Auf der Höhe nahe Ziegenhardt, wo heute der private Reiterhof Rottland liegt, hat es anfangs des 18. Jh. nur einen Einzelhof gegeben. Iin unmittelbarer Nähe verläuft heute  die Gemeindegrenze zwischen Waldbröl und Nümbrecht. Sie liegt damit auf einer alten Territorialgrenze, die zwischen Sayn und Berg 1604 neu entstand und im sog. Siegburger Vergleich zwischen Berg und Sayn - Wittgenstein neu festgelegt wurde.

Die Örtlichkeit taucht schon in einer Karte des Amtes Windeck von 1715 unter dem  Namen "Trotzenberg" auf. Noch frühere Regionalkarten enthalten keinerlei Hinweise auf eine Besiedlung. . Ein erster  Hof an diesem Platz erscheint im 17.Jh. Er gehörte einer Familie Klein, deren Ernährer wegen der damals beliebten Falschmünzerei hingerichtet wurde,

Unter mehreren Besitzern entwickelte sich die anfangs kleine Bauernstelle, von Skandalen ihrer jeweiligen Eigentümer begleitet, und sie wurde bis zum Beginn des 20.Jhs durch Zukäufe zu einem Betrieb größeren Formats. Ende des 19. Jh lebte und wirtschaftete hier dreißig Jahre lang ein Bruder des 1853 nach Waldbröl zugezogenen Pastors und Schulgründers Wilhelm Hollenberg.

Eine durchgreifende bauliche Veränderung in den dreißiger Jahren ist verbunden  mit dem Namen des in Niederbreidenbach / Gem. Nümbrecht geborenen Dr. Robert Ley, Leiter der DAF, der größten Massenorganisation des Dritten Reiches. Er erwarb das Gut 1935 von der evangelischen Kirchengemeinde Köln, die in den zwanziger Jahren das alte Fachwerkgebäude in ein ansehnliches Erholungsheim umgebaut hatte.
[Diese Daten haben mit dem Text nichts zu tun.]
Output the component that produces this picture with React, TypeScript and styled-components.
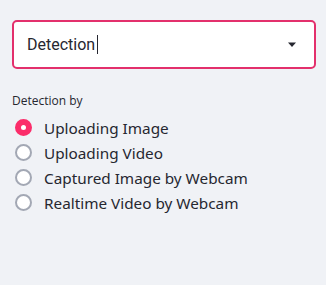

Dr. Ley, Reichsorganisationsleiter der NSDAP und ergebener Gefolgsmann Hitlers, hatte die Absicht, hier nahe seinem Geburtsort, motiviert durch seinen politischen Aufstieg und wirksam über die Region hinaus, einen landwirtschaftlichen Vorzeigebetrieb entstehen zu lassen, welcher – so hoffte er - "noch in 1000 Jahren"  als Erbhof den Namen Ley in die Welt tragen werde.

 

Dass dies nicht weniger irreal war wie die Ausbaupläne für das benachbarte Waldbröl als Industriestandort (Volkstraktorenwerk) und Vorzeigestadt, wurde schnell deutlich. Einzig das fertiggestellte KdF-Hotel mit seinen hohen Wandmosaiken (das sog. Haus am Schaumburgweg, bis 2006 in Bundeswehrnutzung, seit 2008 buddhistisches Zentrum) sowie die lange Südmauer der projektierten Adolf-Hitler-Schule erinnern neben den verbliebenen Baulichkeiten auf Rottland heute an diese Jahre. Ley erhängte sich in Nürnberger Haft fünf Monate nach seiner Gefangennahme durch die Alliierten. Dies, wie es heißt, weil er die Schmach, im Sinn der Nürnberger Anklage für schuldig befunden und verurteilt zu werden, nicht ertrug.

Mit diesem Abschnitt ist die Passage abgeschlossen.